Sein Institut MCC fordert drei grundlegende Änderungen:
- Erstens soll die EU einen gesetzlichen Mindestpreis für die Zertifikate von 20 Euro pro Tonne CO2 festlegen. Brüssels Klimakommissarin Connie Hedegaard hatte bereits zu Jahresanfang kurzzeitig mit einer solcher Preisuntergrenze geliebäugelt.
- Zweitens soll die EU auch für den Transport- und Gebäudesektor einen Lizenzzwang einführen.
- Drittens soll die Gratisvergabe der Zertifikate "auf ein für die Wettbewerbsfähigkeit betroffener Industrien erforderliches Mindestmaß" beschränkt werden, wie es in den Dokumenten heißt.

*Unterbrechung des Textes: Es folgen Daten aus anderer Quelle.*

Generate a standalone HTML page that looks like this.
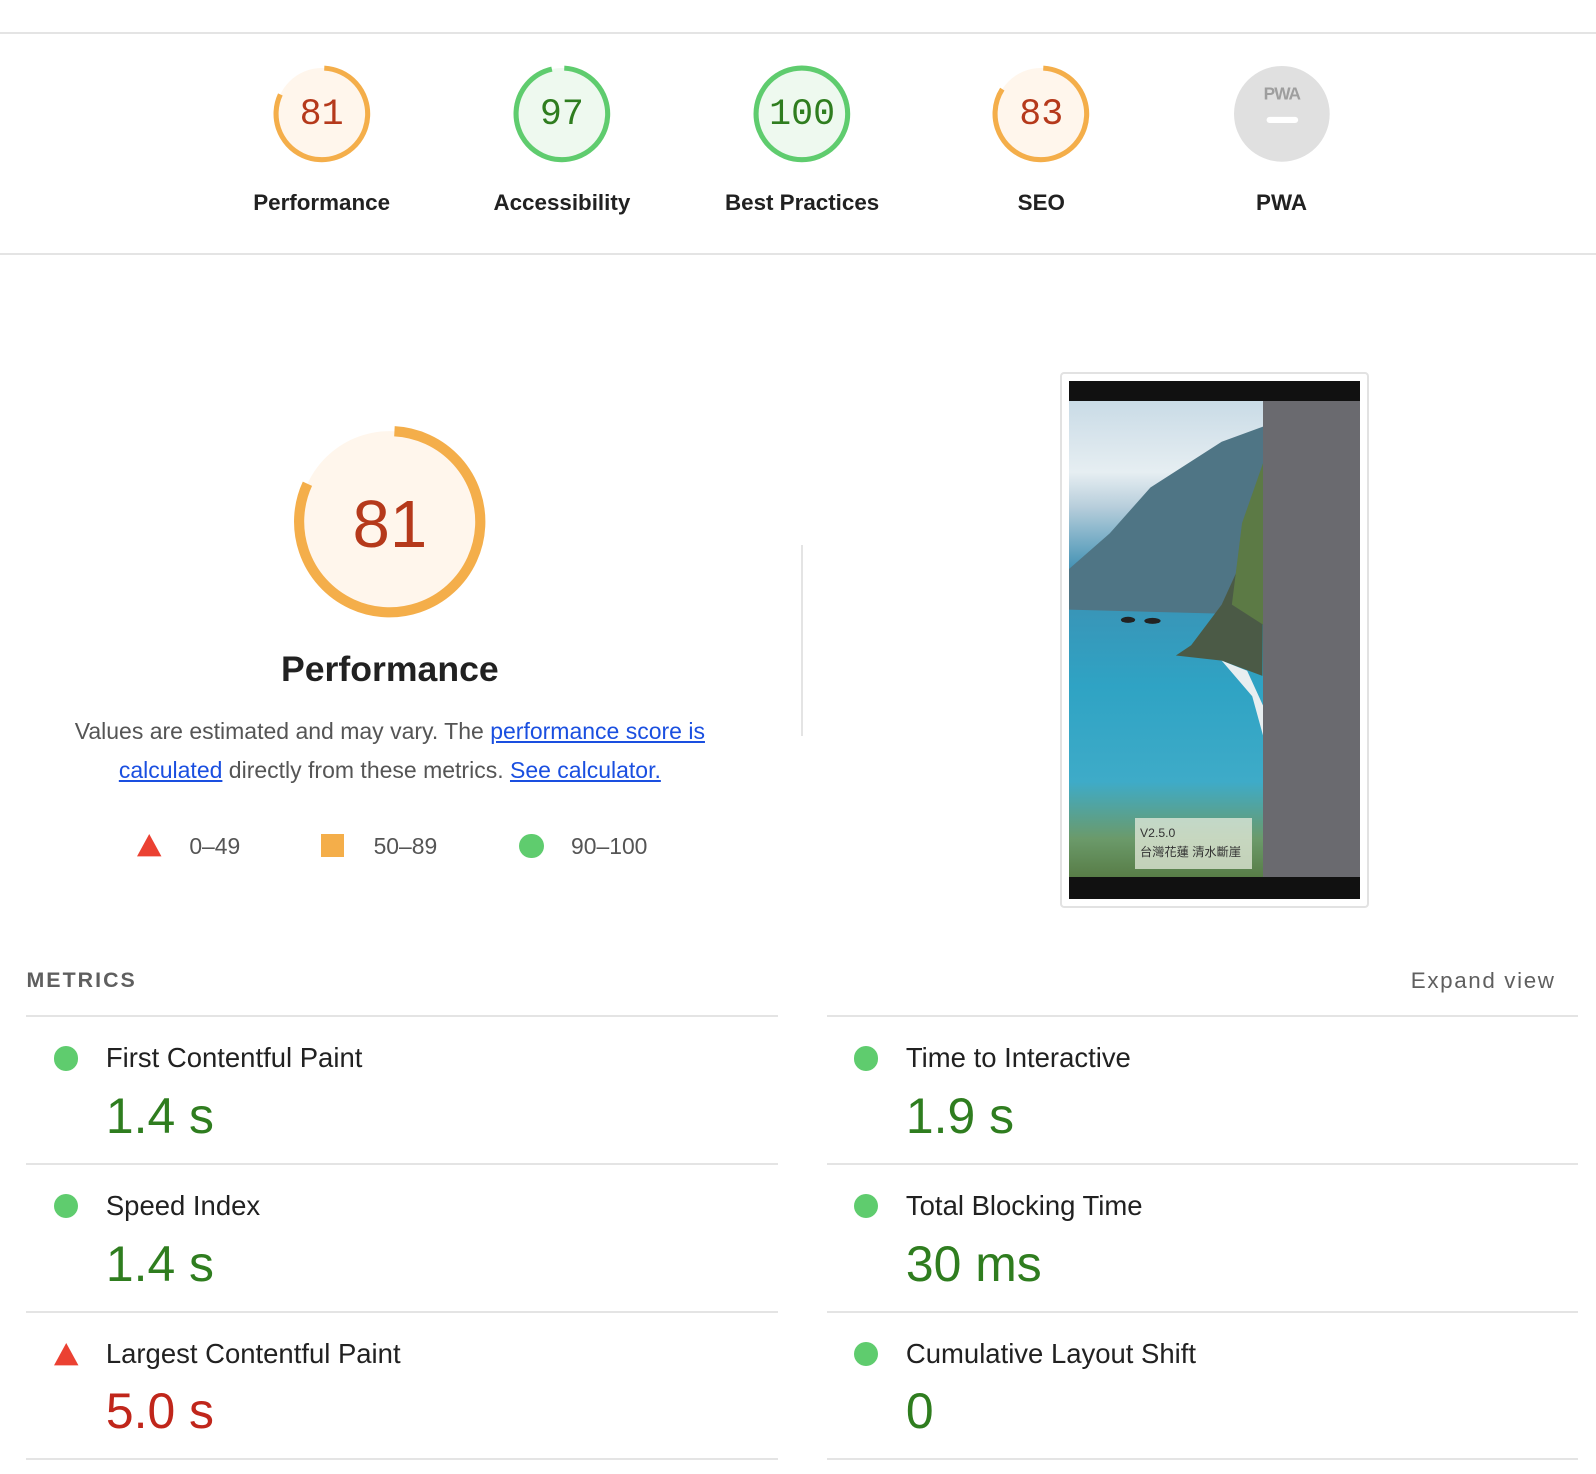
<!DOCTYPE html>
<html><head><meta charset="utf-8">
<style>
html,body{margin:0;padding:0;background:#fff;}
body{width:1596px;height:1474px;overflow:hidden;position:relative;font-family:"Liberation Sans",Arial,sans-serif;}
#w{position:absolute;left:0;top:0;width:1568px;height:1448px;zoom:1.0179;}
.a{position:absolute;}
.hl{position:absolute;height:2px;background:#e4e4e4;}
.lbl{position:absolute;width:240px;text-align:center;font-size:22px;font-weight:bold;color:#212121;top:187px;}
.g{position:absolute;top:64px;width:96px;height:96px;}
.gt{position:absolute;left:0;top:2px;width:96px;line-height:96px;text-align:center;font-family:"Liberation Mono",monospace;font-size:36px;}
.mt{position:absolute;font-size:27px;color:#212121;}
.mv{position:absolute;font-size:49px;}
.dot{position:absolute;width:24px;height:24px;border-radius:50%;background:#5fcc6e;}
.gr{color:#2f7d1f}.rd{color:#c0261b}
a{color:#1a4fe0;text-decoration:underline;}
</style></head><body><div id="w">
<div class="hl" style="left:0;top:31px;width:1568px"></div>
<div class="hl" style="left:0;top:249px;width:1568px"></div>

<div class="g" style="left:268px"><svg width="96" height="96"><circle cx="48" cy="48" r="45" fill="#fff6ec"/><circle cx="48" cy="48" r="45" fill="none" stroke="#f4ae4a" stroke-width="5" stroke-dasharray="229 300" transform="rotate(-87 48 48)"/></svg><div class="gt" style="color:#b5391b">81</div></div>
<div class="g" style="left:504px"><svg width="96" height="96"><circle cx="48" cy="48" r="45" fill="#eef9ef"/><circle cx="48" cy="48" r="45" fill="none" stroke="#5fcc6e" stroke-width="5" stroke-dasharray="270 300" transform="rotate(-87 48 48)"/></svg><div class="gt" style="color:#2f7d1f">97</div></div>
<div class="g" style="left:740px"><svg width="96" height="96"><circle cx="48" cy="48" r="45" fill="#eef9ef" stroke="#5fcc6e" stroke-width="5"/></svg><div class="gt" style="color:#2f7d1f">100</div></div>
<div class="g" style="left:975px"><svg width="96" height="96"><circle cx="48" cy="48" r="45" fill="#fff6ec"/><circle cx="48" cy="48" r="45" fill="none" stroke="#f4ae4a" stroke-width="5" stroke-dasharray="235 300" transform="rotate(-87 48 48)"/></svg><div class="gt" style="color:#b5391b">83</div></div>
<div class="g" style="left:1211px"><svg width="96" height="96"><circle cx="48" cy="48" r="47" fill="#e0e0e0"/><text x="48" y="34" text-anchor="middle" font-family="Liberation Sans" font-weight="bold" font-size="17" fill="#9e9e9e" letter-spacing="-1">PWA</text><rect x="33" y="51" width="31" height="6" rx="3" fill="#fff"/></svg></div>
<div class="lbl" style="left:196px">Performance</div>
<div class="lbl" style="left:432px">Accessibility</div>
<div class="lbl" style="left:668px">Best Practices</div>
<div class="lbl" style="left:903px">SEO</div>
<div class="lbl" style="left:1139px">PWA</div>

<div class="a" style="left:288px;top:418px"><svg width="190" height="190"><circle cx="95" cy="95" r="89" fill="#fff6ec"/><circle cx="95" cy="95" r="89" fill="none" stroke="#f4ae4a" stroke-width="10" stroke-dasharray="453 600" transform="rotate(-87 95 95)"/></svg></div>
<div class="a" style="left:288px;top:477px;width:190px;text-align:center;font-size:66px;color:#b5391b;font-family:'Liberation Sans',sans-serif">81</div>
<div class="a" style="left:183px;top:638px;width:400px;text-align:center;font-size:35px;font-weight:bold;color:#212121">Performance</div>
<div class="a" style="left:30px;top:699px;width:706px;text-align:center;font-size:22.6px;line-height:39px;color:#555">Values are estimated and may vary. The <a>performance score is calculated</a> directly from these metrics. <a>See calculator.</a></div>
<div class="a" style="left:134px;top:818px"><svg width="26" height="24"><polygon points="13,1 25,23 1,23" fill="#eb4132"/></svg></div>
<div class="a" style="left:186px;top:818px;font-size:22.5px;color:#555">0–49</div>
<div class="a" style="left:315px;top:819px;width:23px;height:23px;background:#f4ae4a"></div>
<div class="a" style="left:367px;top:818px;font-size:22.5px;color:#555">50–89</div>
<div class="dot" style="left:510px;top:819px"></div>
<div class="a" style="left:561px;top:818px;font-size:22.5px;color:#555">90–100</div>

<div class="a" style="left:787px;top:535px;width:2px;height:188px;background:#e4e4e4"></div>

<div class="a" style="left:1041px;top:365px;width:300px;height:523px;border:2px solid #e2e2e2;border-radius:4px"></div>
<div class="a" style="left:1050px;top:374px;width:286px;height:509px;background:#111"></div>
<div class="a" style="left:1241px;top:394px;width:95px;height:468px;background:#6a6a6f"></div>
<div class="a" style="left:1050px;top:394px;width:191px;height:468px;overflow:hidden;background:linear-gradient(180deg,#c9dbe6 0%,#e6eef2 15%,#b9cfdc 22%,#3d8fb2 36%,#2fa3c4 60%,#3eabc8 80%,#6b9a6a 92%,#587d47 100%)">
 <svg width="191" height="468" style="position:absolute;left:0;top:0"><polygon points="0,165 40,130 80,85 150,40 191,25 191,210 0,205" fill="#4f7585"/><polygon points="191,110 150,200 120,240 105,250 150,255 190,270" fill="#4b5a46"/><polygon points="191,60 170,120 160,200 191,220" fill="#5c7a45"/><ellipse cx="58" cy="215" rx="7" ry="3" fill="#222"/><ellipse cx="82" cy="216" rx="8" ry="3" fill="#222"/><polygon points="150,255 175,265 191,300 191,330 180,290" fill="#e8eef0"/></svg>
 <div class="a" style="left:65px;top:410px;width:115px;height:50px;background:rgba(230,235,220,.75);font-family:'Liberation Sans','Noto Sans CJK TC',sans-serif;font-size:12px;color:#333;padding:6px 0 0 5px;box-sizing:border-box;line-height:18px">V2.5.0<br>台灣花蓮 清水斷崖</div>
</div>

<div class="a" style="left:26px;top:951px;font-size:21px;font-weight:bold;letter-spacing:2px;color:#5f5f5f">METRICS</div>
<div class="a" style="left:1386px;top:951px;font-size:22px;letter-spacing:1.6px;color:#5f5f5f">Expand view</div>
<div class="hl" style="left:26px;top:997px;width:738px"></div><div class="hl" style="left:812px;top:997px;width:738px"></div>
<div class="hl" style="left:26px;top:1143px;width:738px"></div><div class="hl" style="left:812px;top:1143px;width:738px"></div>
<div class="hl" style="left:26px;top:1288px;width:738px"></div><div class="hl" style="left:812px;top:1288px;width:738px"></div>
<div class="hl" style="left:26px;top:1432px;width:738px"></div><div class="hl" style="left:812px;top:1432px;width:738px"></div>

<div class="dot" style="left:53px;top:1028px"></div><div class="mt" style="left:104px;top:1024px">First Contentful Paint</div><div class="mv gr" style="left:104px;top:1068px">1.4 s</div>
<div class="dot" style="left:53px;top:1173px"></div><div class="mt" style="left:104px;top:1169px">Speed Index</div><div class="mv gr" style="left:104px;top:1213px">1.4 s</div>
<div class="a" style="left:52px;top:1318px"><svg width="26" height="24"><polygon points="13,1 25,23 1,23" fill="#eb4132"/></svg></div><div class="mt" style="left:104px;top:1314px">Largest Contentful Paint</div><div class="mv rd" style="left:104px;top:1358px">5.0 s</div>

<div class="dot" style="left:839px;top:1028px"></div><div class="mt" style="left:890px;top:1024px">Time to Interactive</div><div class="mv gr" style="left:890px;top:1068px">1.9 s</div>
<div class="dot" style="left:839px;top:1173px"></div><div class="mt" style="left:890px;top:1169px">Total Blocking Time</div><div class="mv gr" style="left:890px;top:1213px">30 ms</div>
<div class="dot" style="left:839px;top:1318px"></div><div class="mt" style="left:890px;top:1314px">Cumulative Layout Shift</div><div class="mv gr" style="left:890px;top:1358px">0</div>
</div></body></html>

Laut einer Studie des Öko-Instituts schenkte der deutsche Staat den fünf größten Stromversorgern Eon , RWE , EnBW , Vattenfall Europe und Steag zwischen 2005 und 2012 Lizenzen im Gesamtwert von mehr als 21 Milliarden Euro. Edenhofers Institut fordert, dass die Regierungen künftig nur noch etwa 20 Prozent statt bislang 60 Prozent der Lizenzen verschenken - und 80 Prozent versteigern sollen.
Mit dieser Reform könne man "zwei Fliegen mit einer Klappe schlagen", sagt Edenhofer: "Es wäre sowohl Südeuropas Krisenstaaten wirtschaftlich geholfen als auch dem Klima in Europa." Im Gegenzug allerdings würden sich sowohl Elektrizität als auch die Produktion energie- und CO2-intensiver Güter wie Papier, Baustoffe oder Aluminium wohl drastisch verteuern. Ausgerechnet jetzt, da Südeuropas Krisenstaaten hoffen, endlich aus der Dauerrezession zu kommen.
Edenhofer hält seinen Plan dennoch für politisch durchsetzbar. Schließlich könnten die Regierungen im Gegenzug Steuern auf Kapital und Arbeit senken und so die Kostensteigerungen abmildern. "Ich denke, mittelfristig gibt es durchaus Chancen, dass der europäische Zertifikatehandel entsprechend reformiert wird."
Zuletzt hatte sich die EU drauf geeinigt, in den Jahren 2014 bis 2016 900 Millionen Emissionsrechte vorübergehend aus dem Markt zu nehmen, um das Überangebot zu reduzieren.
Die Preise hat dies bislang aber kaum nach oben gebracht.